Carey's glass church epitomizes the dilemma of a belief system built on contradictory and misguided assumptions. Like Sufiya [in Rushdie's Shame], the church represents the "wrong miracle". The church is the distorted creation of Oscar and Lucinda, each of whom imagined its purpose differently than the other. Although supposedly for the children of God, for Oscar the glass church exists as a product of vanity. As Oscar finally admits, "[h]e thought it a conceit, a vanity, a product of the deuce's insinuations into the fancy-factory of his mind." A symbol of colonialism, the glass church represents the importation and oppression of a belief system incompatible with the colonized peoples. Remember Carey's image of all different types of bugs unable to comprehend the nature of the glass?
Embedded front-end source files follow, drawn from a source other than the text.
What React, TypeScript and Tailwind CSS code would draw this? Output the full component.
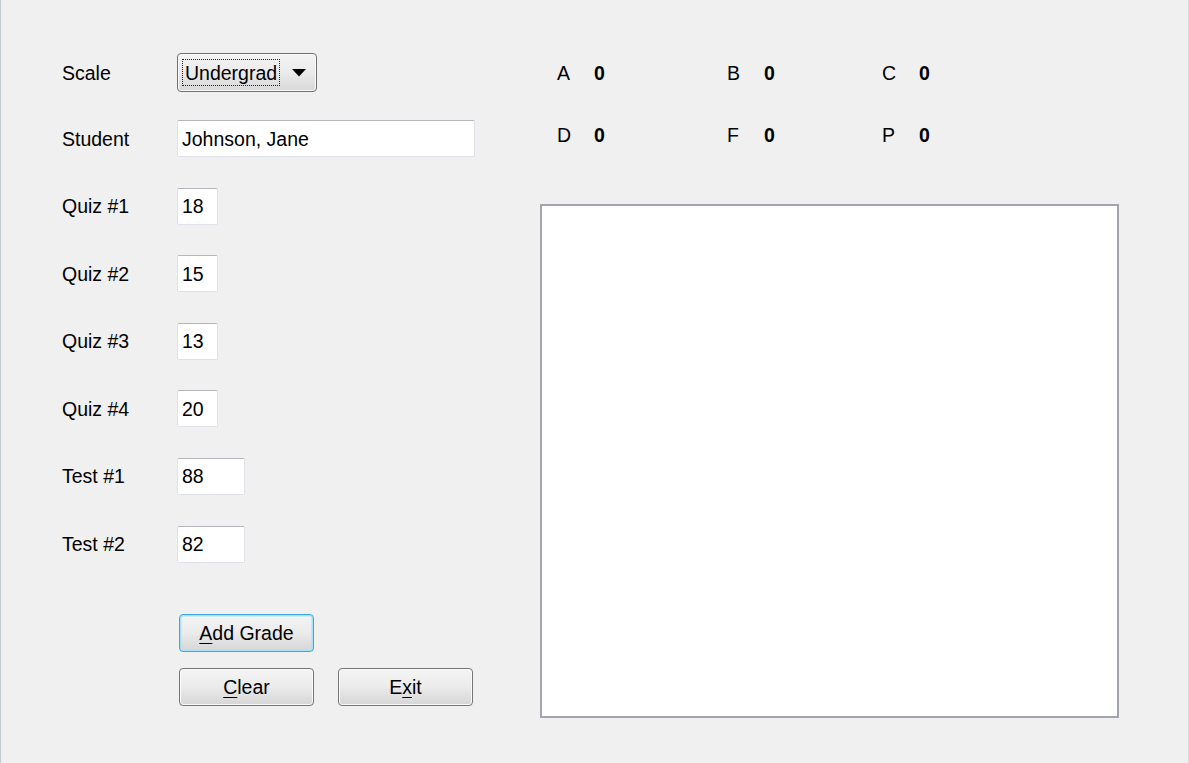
const rows = [
  { label: 'Quiz #1', value: '18', w: 'w-[41px]' },
  { label: 'Quiz #2', value: '15', w: 'w-[41px]' },
  { label: 'Quiz #3', value: '13', w: 'w-[41px]' },
  { label: 'Quiz #4', value: '20', w: 'w-[41px]' },
  { label: 'Test #1', value: '88', w: 'w-[68px]' },
  { label: 'Test #2', value: '82', w: 'w-[68px]' },
]

const grades = [
  ['A', 'B', 'C'],
  ['D', 'F', 'P'],
]

function TextBox({ value, className }: { value: string; className: string }) {
  return (
    <div
      className={`h-[37px] ${className} flex items-center pl-[4px] bg-white border border-[#dfe2e8] border-t-[#b5b7bc] rounded-[2px]`}
    >
      {value}
    </div>
  )
}

function WinButton({ children, focused }: { children: React.ReactNode; focused?: boolean }) {
  return (
    <div
      className={`w-[135px] h-[38px] flex items-center justify-center rounded-[4px] border-[1.5px] bg-gradient-to-b from-[#f4f4f4] via-[#ebebeb] to-[#d6d6d6] ${
        focused ? 'border-[#3ca7e4] shadow-[inset_0_0_0_1.5px_#a6e3fa]' : 'border-[#767676] shadow-[inset_0_0_0_1px_#fafafa]'
      }`}
    >
      {children}
    </div>
  )
}

export default function App() {
  return (
    <div className="h-[763px] w-full flex bg-[#f0f0f0] border-l border-l-[#c3c8d1] border-r border-r-[#dadde3] text-black text-[19.5px] leading-[22px] font-['Liberation_Sans',Arial,sans-serif]">
      {/* left side: inputs */}
      <div className="w-[539px] pl-[61px] pt-[53px] flex flex-col">
        <div className="flex items-center h-[39px]">
          <div className="w-[115px]">Scale</div>
          <div className="w-[140px] h-[39px] flex items-center rounded-[4px] border-[1.5px] border-[#707070] bg-gradient-to-b from-[#f4f4f4] via-[#ebebeb] to-[#d8d8d8] shadow-[inset_0_0_0_1px_#fafafa]">
            <div className="ml-[4px] h-[27px] px-[2px] flex items-center border border-dotted border-[#222]">Undergrad</div>
            <svg className="ml-[12px]" width="14" height="8" viewBox="0 0 14 8">
              <path d="M0 0 L14 0 L7 7.5 Z" fill="#000" />
            </svg>
          </div>
        </div>

        <div className="flex items-center mt-[28px]">
          <div className="w-[115px]">Student</div>
          <TextBox value="Johnson, Jane" className="w-[298px] pl-[3px]" />
        </div>

        {rows.map((r) => (
          <div key={r.label} className="flex items-center mt-[30.6px]">
            <div className="w-[115px]">{r.label}</div>
            <TextBox value={r.value} className={r.w} />
          </div>
        ))}

        <div className="ml-[117px] mt-[51px] flex flex-col gap-[16px]">
          <WinButton focused>
            <span>
              <span className="underline underline-offset-[3px]">A</span>dd Grade
            </span>
          </WinButton>
          <div className="flex gap-[24px]">
            <WinButton>
              <span>
                <span className="underline underline-offset-[3px]">C</span>lear
              </span>
            </WinButton>
            <WinButton>
              <span>
                E<span className="underline underline-offset-[3px]">x</span>it
              </span>
            </WinButton>
          </div>
        </div>
      </div>

      {/* right side: grade counts and list */}
      <div className="pt-[62px] flex flex-col">
        <div className="pl-[17px] flex flex-col gap-[40px]">
          {grades.map((row, i) => (
            <div key={i} className="flex h-[22px]">
              {row.map((g, j) => (
                <div key={g} className={`flex ${j === 0 ? 'w-[170px]' : j === 1 ? 'w-[155px]' : 'w-[60px]'}`}>
                  <span className="w-[37px]">{g}</span>
                  <span className="font-bold">0</span>
                </div>
              ))}
            </div>
          ))}
        </div>
        <div className="mt-[58px] w-[579px] h-[514px] bg-white border-2 border-[#a2a5ad]" />
      </div>
    </div>
  )
}
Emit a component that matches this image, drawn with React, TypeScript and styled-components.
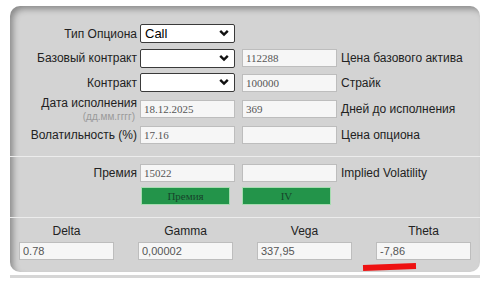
import styled, { createGlobalStyle } from 'styled-components';

const GlobalStyle = createGlobalStyle`
  body {
    margin: 0;
    background: #ffffff;
    font-family: 'Liberation Sans', Arial, sans-serif;
  }
`;

type Greek = { name: string; value: string };

const GREEKS: Greek[] = [
  { name: 'Delta', value: '0.78' },
  { name: 'Gamma', value: '0,00002' },
  { name: 'Vega', value: '337,95' },
  { name: 'Theta', value: '-7,86' },
];

const Chevron = () => (
  <svg width="10" height="8" viewBox="0 0 10 8">
    <path d="M1.2 1.8 L5 5.6 L8.8 1.8" fill="none" stroke="#111" strokeWidth="2.4" />
  </svg>
);

const SelectBox = ({ value }: { value?: string }) => (
  <SelectWrap>
    <SelectField defaultValue={value ?? ''}>
      {value ? <option>{value}</option> : <option value="" />}
    </SelectField>
    <ChevronSlot>
      <Chevron />
    </ChevronSlot>
  </SelectWrap>
);

const App = () => {
  return (
    <Page>
      <GlobalStyle />
      <Panel>
        <TopGrid>
          <Label>Тип Опциона</Label>
          <SelectBox value="Call" />
          <span />
          <span />

          <Label>Базовый контракт</Label>
          <SelectBox />
          <RightCell>
            <Field $serif readOnly value="112288" />
          </RightCell>
          <SideLabel>Цена базового актива</SideLabel>

          <Label>Контракт</Label>
          <SelectBox />
          <RightCell>
            <Field $serif readOnly value="100000" />
          </RightCell>
          <SideLabel>Страйк</SideLabel>

          <Label>
            <LabelStack>
              Дата исполнения
              <Hint>(дд.мм.гггг)</Hint>
            </LabelStack>
          </Label>
          <Field $serif readOnly value="18.12.2025" />
          <RightCell>
            <Field $serif readOnly value="369" />
          </RightCell>
          <SideLabel>Дней до исполнения</SideLabel>

          <Label>Волатильность (%)</Label>
          <Field $serif readOnly value="17.16" />
          <RightCell>
            <Field $serif readOnly value="" />
          </RightCell>
          <SideLabel>Цена опциона</SideLabel>
        </TopGrid>

        <PremiumGrid>
          <Label>Премия</Label>
          <Field $serif readOnly value="15022" />
          <RightCell>
            <Field $serif readOnly value="" />
          </RightCell>
          <SideLabel>Implied Volatility</SideLabel>

          <span />
          <ActionButton>Премия</ActionButton>
          <RightCell>
            <ActionButton>IV</ActionButton>
          </RightCell>
          <span />
        </PremiumGrid>

        <GreeksRow>
          {GREEKS.map((g) => (
            <GreekCell key={g.name}>
              <GreekName>{g.name}</GreekName>
              <Field readOnly value={g.value} />
            </GreekCell>
          ))}
        </GreeksRow>
        <RedMark />
      </Panel>
      <BottomStrip />
    </Page>
  );
};

const Page = styled.div`
  padding: 6px 0 0 10px;
`;

const Panel = styled.div`
  position: relative;
  width: 470px;
  background: #d3d3d3;
  border-radius: 10px;
  box-shadow: inset 4px 4px 6px -1px rgba(0, 0, 0, 0.35);
`;

const TopGrid = styled.div`
  display: grid;
  grid-template-columns: 130px 95px 102px 1fr;
  grid-template-rows: 25px 24px 25px 27px 25px;
  align-items: center;
  padding: 15px 0 9px;
`;

const PremiumGrid = styled.div`
  display: grid;
  grid-template-columns: 130px 95px 102px 1fr;
  grid-template-rows: 22px 24px;
  align-items: center;
  border-top: 1px solid #ececec;
  padding: 5px 0 9px;
`;

const Label = styled.div`
  font-size: 12px;
  color: #222;
  text-align: right;
  padding-right: 3px;
  white-space: nowrap;
`;

const LabelStack = styled.div`
  display: flex;
  flex-direction: column;
  align-items: flex-end;
  line-height: 13px;
  margin-top: 2px;
`;

const Hint = styled.span`
  font-size: 10px;
  color: #9a9a9a;
  margin-right: 2px;
`;

const SideLabel = styled.div`
  font-size: 12px;
  color: #222;
  padding-left: 4px;
  white-space: nowrap;
`;

const RightCell = styled.div`
  display: flex;
  justify-content: flex-end;
`;

const Field = styled.input<{ $serif?: boolean }>`
  box-sizing: border-box;
  width: 95px;
  height: 18px;
  margin: 0;
  padding: 0 3px;
  border: 1px solid #bdbdbd;
  background: #f6f6f6;
  color: #555;
  font-family: ${({ $serif }) =>
    $serif ? "'Liberation Serif', 'Times New Roman', serif" : "'Liberation Sans', Arial, sans-serif"};
  font-size: 11px;
  outline: none;
`;

const SelectWrap = styled.div`
  position: relative;
  width: 95px;
  height: 19px;
`;

const SelectField = styled.select`
  appearance: none;
  box-sizing: border-box;
  width: 100%;
  height: 100%;
  margin: 0;
  padding: 0 4px;
  border: 1px solid #3a3a3a;
  border-radius: 2px;
  background: #ffffff;
  color: #000;
  font-family: 'Liberation Sans', Arial, sans-serif;
  font-size: 13px;
`;

const ChevronSlot = styled.span`
  position: absolute;
  right: 6px;
  top: 5px;
  display: flex;
  pointer-events: none;
`;

const ActionButton = styled.div`
  box-sizing: border-box;
  width: 89px;
  height: 18px;
  display: flex;
  align-items: center;
  justify-content: center;
  margin-left: 1px;
  background: #23944a;
  border: 1px solid #a6dcb0;
  color: #17442a;
  font-family: 'Liberation Serif', 'Times New Roman', serif;
  font-size: 11px;
  ${RightCell} & {
    margin-left: 0;
    margin-right: 6px;
  }
`;

const GreeksRow = styled.div`
  display: grid;
  grid-template-columns: repeat(4, 95px);
  justify-content: space-between;
  border-top: 1px solid #ececec;
  padding: 6px 9px 12px;
`;

const GreekCell = styled.div`
  display: flex;
  flex-direction: column;
  align-items: center;
  gap: 4px;
`;

const GreekName = styled.div`
  font-size: 12px;
  line-height: 14px;
  color: #222;
`;

const RedMark = styled.div`
  position: absolute;
  left: 353px;
  top: 258px;
  width: 53px;
  height: 6px;
  background: #ee1111;
  transform: rotate(-2deg);
`;

const BottomStrip = styled.div`
  width: 470px;
  height: 3px;
  margin-top: 3px;
  background: #d6d6d6;
`;

export default App;
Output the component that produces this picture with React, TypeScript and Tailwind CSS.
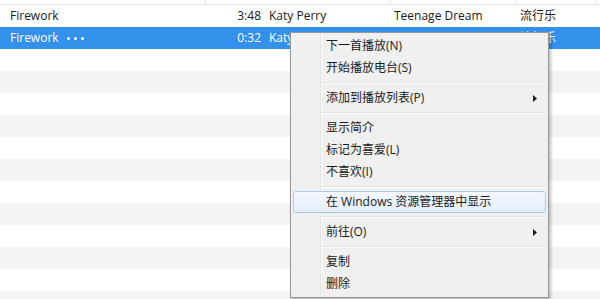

Glass, while totalizing in structure, is vulnerable once even slightly damaged. The church structure, however, relies on a wooden platform of "two independent entities. Thus when one lighter bobbed it would not be in step with its companion and the result of this was that the foundation of the fragile-bird cage church would shift and twist. Glass, for all its strength under compression, cannot easily tolerate this sort of twisting" (p. 431). At any moment, like other images of the grotesque, it threatens to become "crazed", to explode into shards of glass. Although made up of contradictory elements, Oscar's glass church or belief system is unwilling to admit the existence of those inconsistencies. Throughout the novel until the last chapter, Oscar's unwillingness to acknowledge his own contradictions leaves us, as readers, in a state of unresolved tension similar to the sensation we receive when reading passages of the grotesque.